SHORT TASK: Reproduce each line of the material exactly, minus any picture.

----

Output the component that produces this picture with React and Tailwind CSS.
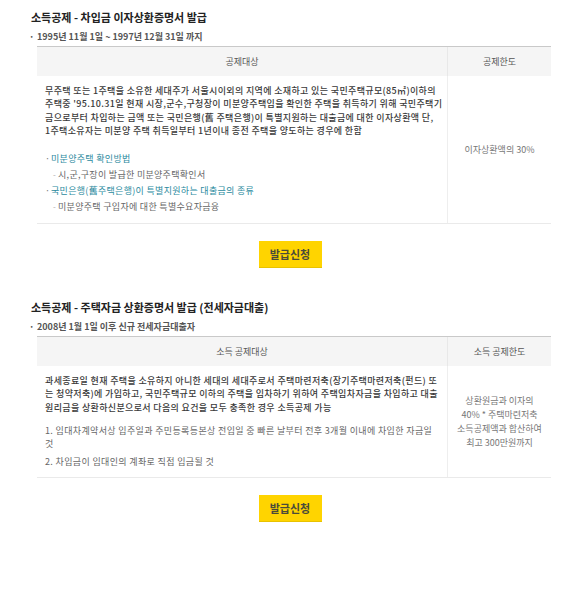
const SECTIONS = [
  {
    title: '소득공제 - 차입금 이자상환증명서 발급',
    period: '1995년 11월 1일 ~ 1997년 12월 31일 까지',
    headLeft: '공제대상',
    headRight: '공제한도',
    lines: [
      '무주택 또는 1주택을 소유한 세대주가 서울시이외의 지역에 소재하고 있는 국민주택규모(85㎡)이하의',
      "주택중 '95.10.31일 현재 시장,군수,구청장이 미분양주택임을 확인한 주택을 취득하기 위해 국민주택기",
      '금으로부터 차입하는 금액 또는 국민은행(舊 주택은행)이 특별지원하는 대출금에 대한 이자상환액 단,',
      '1주택소유자는 미분양 주택 취득일부터 1년이내 종전 주택을 양도하는 경우에 한함',
    ],
    limit: ['이자상환액의 30%'],
  },
  {
    title: '소득공제 - 주택자금 상환증명서 발급 (전세자금대출)',
    period: '2008년 1월 1일 이후 신규 전세자금대출자',
    headLeft: '소득 공제대상',
    headRight: '소득 공제한도',
    lines: [
      '과세종료일 현재 주택을 소유하지 아니한 세대의 세대주로서 주택마련저축(장기주택마련저축(펀드) 또',
      '는 청약저축)에 가입하고, 국민주택규모 이하의 주택을 임차하기 위하여 주택임차자금을 차입하고 대출',
      '원리금을 상환하신분으로서 다음의 요건을 모두 충족한 경우 소득공제 가능',
    ],
    limit: ['상환원금과 이자의', '40% * 주택마련저축', '소득공제액과 합산하여', '최고 300만원까지'],
  },
];

function Bullet({ children }) {
  return (
    <div className="flex h-[16px] items-center whitespace-nowrap text-[#2b8a9e]">
      <span className="w-[6px] text-[#777]">·</span>
      <span>{children}</span>
    </div>
  );
}

function SubItem({ children }) {
  return (
    <div className="flex h-[16px] items-center whitespace-nowrap pl-[8px] text-[#666]">
      <span className="w-[5px] text-[8px] text-[#aaa]">-</span>
      <span>{children}</span>
    </div>
  );
}

function FirstExtra() {
  return (
    <div className="mt-[13px] tracking-[0.3px]">
      <Bullet>미분양주택 확인방법</Bullet>
      <SubItem>시,군,구장이 발급한 미분양주택확인서</SubItem>
      <Bullet>국민은행(舊주택은행)이 특별지원하는 대출금의 종류</Bullet>
      <SubItem>미분양주택 구입자에 대한 특별수요자금융</SubItem>
    </div>
  );
}

function SecondExtra() {
  return (
    <div className="mt-[10px] tracking-[0.35px] text-[#666]">
      <p className="whitespace-nowrap">1. 임대차계약서상 입주일과 주민등록등본상 전입일 중 빠른 날부터 전후 3개월 이내에 차입한 자금일</p>
      <p>것</p>
      <p className="mt-[4px] whitespace-nowrap">2. 차입금이 임대인의 계좌로 직접 입금될 것</p>
    </div>
  );
}

function Section({ data, extra, top }) {
  return (
    <section className={top}>
      <h2 className="pl-[31px] text-[11px] leading-[14px] font-bold text-[#222]">{data.title}</h2>
      <p className="mt-[7px] flex pl-[29px] text-[9px] leading-[12px] font-semibold text-[#555]">
        <span className="w-[8px]">·</span>
        {data.period}
      </p>

      <div className="ml-[37px] mt-[3px] w-[514px] border-t border-[#c9c9c9] text-[9px] leading-[13.3px]">
        <div className="flex h-[29px] items-center bg-[#f5f5f5] text-[#555]">
          <div className="flex h-full w-[411px] items-center justify-center border-r border-[#e8e8e8]">{data.headLeft}</div>
          <div className="flex-1 text-center">{data.headRight}</div>
        </div>
        <div className="flex border-b border-[#eaeaea]">
          <div className="w-[411px] border-r border-[#eeeeee] px-[8px] pt-[8px] pb-[9px]">
            <div className="font-medium tracking-[0.35px] text-[#3a3a3a]">
              {data.lines.map((l) => (
                <p key={l} className="whitespace-nowrap">{l}</p>
              ))}
            </div>
            {extra}
          </div>
          <div className="flex flex-1 flex-col items-center justify-center text-center leading-[14px] text-[#777]">
            {data.limit.map((l) => (
              <p key={l}>{l}</p>
            ))}
          </div>
        </div>
      </div>

      <div className="mt-[17px] flex justify-center">
        <button className="h-[27px] w-[63px] border-b border-[#e8c200] bg-[#ffd400] text-[11px] font-bold text-[#4a4a3a]">
          발급신청
        </button>
      </div>
    </section>
  );
}

export default function App() {
  return (
    <div className="min-h-[597px] w-[580px] bg-white font-['Noto_Sans_CJK_KR','Noto_Sans',sans-serif]">
      <Section data={SECTIONS[0]} extra={<FirstExtra />} top="pt-[10px]" />
      <Section data={SECTIONS[1]} extra={<SecondExtra />} top="pt-[32px]" />
    </div>
  );
}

----

SOLUTION:
Output the component that produces this picture with React and Tailwind CSS.
const SECTIONS = [
  {
    title: '소득공제 - 차입금 이자상환증명서 발급',
    period: '1995년 11월 1일 ~ 1997년 12월 31일 까지',
    headLeft: '공제대상',
    headRight: '공제한도',
    lines: [
      '무주택 또는 1주택을 소유한 세대주가 서울시이외의 지역에 소재하고 있는 국민주택규모(85㎡)이하의',
      "주택중 '95.10.31일 현재 시장,군수,구청장이 미분양주택임을 확인한 주택을 취득하기 위해 국민주택기",
      '금으로부터 차입하는 금액 또는 국민은행(舊 주택은행)이 특별지원하는 대출금에 대한 이자상환액 단,',
      '1주택소유자는 미분양 주택 취득일부터 1년이내 종전 주택을 양도하는 경우에 한함',
    ],
    limit: ['이자상환액의 30%'],
  },
  {
    title: '소득공제 - 주택자금 상환증명서 발급 (전세자금대출)',
    period: '2008년 1월 1일 이후 신규 전세자금대출자',
    headLeft: '소득 공제대상',
    headRight: '소득 공제한도',
    lines: [
      '과세종료일 현재 주택을 소유하지 아니한 세대의 세대주로서 주택마련저축(장기주택마련저축(펀드) 또',
      '는 청약저축)에 가입하고, 국민주택규모 이하의 주택을 임차하기 위하여 주택임차자금을 차입하고 대출',
      '원리금을 상환하신분으로서 다음의 요건을 모두 충족한 경우 소득공제 가능',
    ],
    limit: ['상환원금과 이자의', '40% * 주택마련저축', '소득공제액과 합산하여', '최고 300만원까지'],
  },
];

function Bullet({ children }) {
  return (
    <div className="flex h-[16px] items-center whitespace-nowrap text-[#2b8a9e]">
      <span className="w-[6px] text-[#777]">·</span>
      <span>{children}</span>
    </div>
  );
}

function SubItem({ children }) {
  return (
    <div className="flex h-[16px] items-center whitespace-nowrap pl-[8px] text-[#666]">
      <span className="w-[5px] text-[8px] text-[#aaa]">-</span>
      <span>{children}</span>
    </div>
  );
}

function FirstExtra() {
  return (
    <div className="mt-[13px] tracking-[0.3px]">
      <Bullet>미분양주택 확인방법</Bullet>
      <SubItem>시,군,구장이 발급한 미분양주택확인서</SubItem>
      <Bullet>국민은행(舊주택은행)이 특별지원하는 대출금의 종류</Bullet>
      <SubItem>미분양주택 구입자에 대한 특별수요자금융</SubItem>
    </div>
  );
}

function SecondExtra() {
  return (
    <div className="mt-[10px] tracking-[0.35px] text-[#666]">
      <p className="whitespace-nowrap">1. 임대차계약서상 입주일과 주민등록등본상 전입일 중 빠른 날부터 전후 3개월 이내에 차입한 자금일</p>
      <p>것</p>
      <p className="mt-[4px] whitespace-nowrap">2. 차입금이 임대인의 계좌로 직접 입금될 것</p>
    </div>
  );
}

function Section({ data, extra, top }) {
  return (
    <section className={top}>
      <h2 className="pl-[31px] text-[11px] leading-[14px] font-bold text-[#222]">{data.title}</h2>
      <p className="mt-[7px] flex pl-[29px] text-[9px] leading-[12px] font-semibold text-[#555]">
        <span className="w-[8px]">·</span>
        {data.period}
      </p>

      <div className="ml-[37px] mt-[3px] w-[514px] border-t border-[#c9c9c9] text-[9px] leading-[13.3px]">
        <div className="flex h-[29px] items-center bg-[#f5f5f5] text-[#555]">
          <div className="flex h-full w-[411px] items-center justify-center border-r border-[#e8e8e8]">{data.headLeft}</div>
          <div className="flex-1 text-center">{data.headRight}</div>
        </div>
        <div className="flex border-b border-[#eaeaea]">
          <div className="w-[411px] border-r border-[#eeeeee] px-[8px] pt-[8px] pb-[9px]">
            <div className="font-medium tracking-[0.35px] text-[#3a3a3a]">
              {data.lines.map((l) => (
                <p key={l} className="whitespace-nowrap">{l}</p>
              ))}
            </div>
            {extra}
          </div>
          <div className="flex flex-1 flex-col items-center justify-center text-center leading-[14px] text-[#777]">
            {data.limit.map((l) => (
              <p key={l}>{l}</p>
            ))}
          </div>
        </div>
      </div>

      <div className="mt-[17px] flex justify-center">
        <button className="h-[27px] w-[63px] border-b border-[#e8c200] bg-[#ffd400] text-[11px] font-bold text-[#4a4a3a]">
          발급신청
        </button>
      </div>
    </section>
  );
}

export default function App() {
  return (
    <div className="min-h-[597px] w-[580px] bg-white font-['Noto_Sans_CJK_KR','Noto_Sans',sans-serif]">
      <Section data={SECTIONS[0]} extra={<FirstExtra />} top="pt-[10px]" />
      <Section data={SECTIONS[1]} extra={<SecondExtra />} top="pt-[32px]" />
    </div>
  );
}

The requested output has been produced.